Trois-mâts barque de 3100 tonneaux, construit en 1901 par les Chantiers nantais de Chantenay pour le compte de la Société nouvelle d’armement, venue aux droits de la Compagnie française de navigation.
Il fut ainsi dénommé en hommage à François Adrien BOÏELDIEU (Rouen, 16 déc. 1775 – Varennes-Jarcy, 8 oct. 1834) : « Auteur de mélodies et de pièces pour le piano, il connut la célébrité avec une quarantaine d’opéras-comiques et d’opéras, ensemble de pièces inégales d’où se détachent Le Calife de Bagdad (1800) et La Dame Blanche (1825). Directeur de la musique à l’Opéra impérial de Saint-Pétersbourg (1803-1810), il fut aussi professeur de composition au Conservatoire de Paris. » (Le Petit Robert 2, Dictionnaire universel des noms propres alphabétique et analogique, 1987, p. 242).
Son lancement eu lieu en Juin 1902 : la marraine en fut Mlle Jeanne NEUMAYER – ultérieurement devenue Mme Norbert GUILLON –, fille de M. NEUMAYER, administrateur de la Compagnie française de navigation, et le parrain le Comte CASATI, allié à la famille du musicien dont le nom était attribué au navire. Pendant quatre années consécutives, il fut initialement commandé par le capitaine HARANG, « un vétéran des mers du Sud ».

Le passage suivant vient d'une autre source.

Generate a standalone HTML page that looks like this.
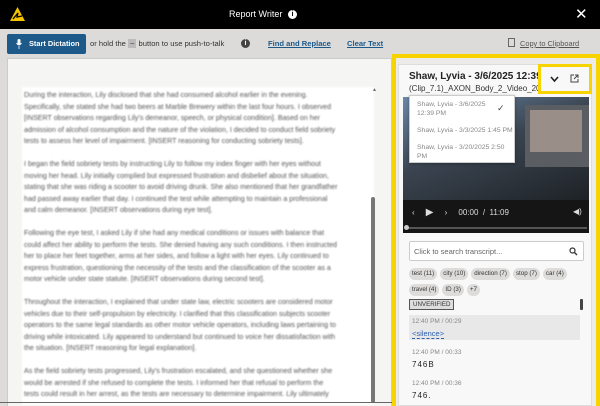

Parti de Sydney le 3 juin 1904, le navire fut victime, du 4 au 28, d’une série de coups de vents qui fatiguèrent sa structure. Le 28 au matin, la mèche du gouvernail cassa près de la jaunière. Jusqu’au 18 juillet, pas moins de quatre gouvernails de fortune furent improvisés et installés sans grand succès par l’équipage ; ce ne fut qu’à cette date qu’il put réussir à passer des sauvegardes au gouvernail avarié, et le 21, en plein hiver austral, le navire put enfin virer de bord, alors que venait d’être atteint le 57° de latitude Sud, puis faire route au Nord. Malgré le bris des sauvegardes du gouvernail, qui survint les 2 et 7 août, la Nouvelle-Zélande fut aperçue le 8, dans les parages de la Baie de Pegassus. Le 10, le voilier fut pris en remorque par le remorqueur Ki-Hama, à 25 milles de Littletown, pour le prix de 1250 livres anglaises. Aux deux tiers déchargé afin de passer en cale sèche, le navire fut drossé par une rafale qui lui causa de nouvelles avaries ; après avoir été caréné et rechargé, il commença à faire eau, de sorte qu’il fallut à nouveau le décharger et le remettre en forme sèche. Enfin, le 23 décembre, soit six mois après son départ de Sydney, il fut prêt à reprendre la mer ; il doubla le cap Horn le 4 février, et atteignit Queenstown le 1er mai. Au total, ces avaries successives revinrent à près de 100.000 francs à l’armateur. A son arrivée dans ce port, le voilier fut remis au commandement du capitaine ANNETTE.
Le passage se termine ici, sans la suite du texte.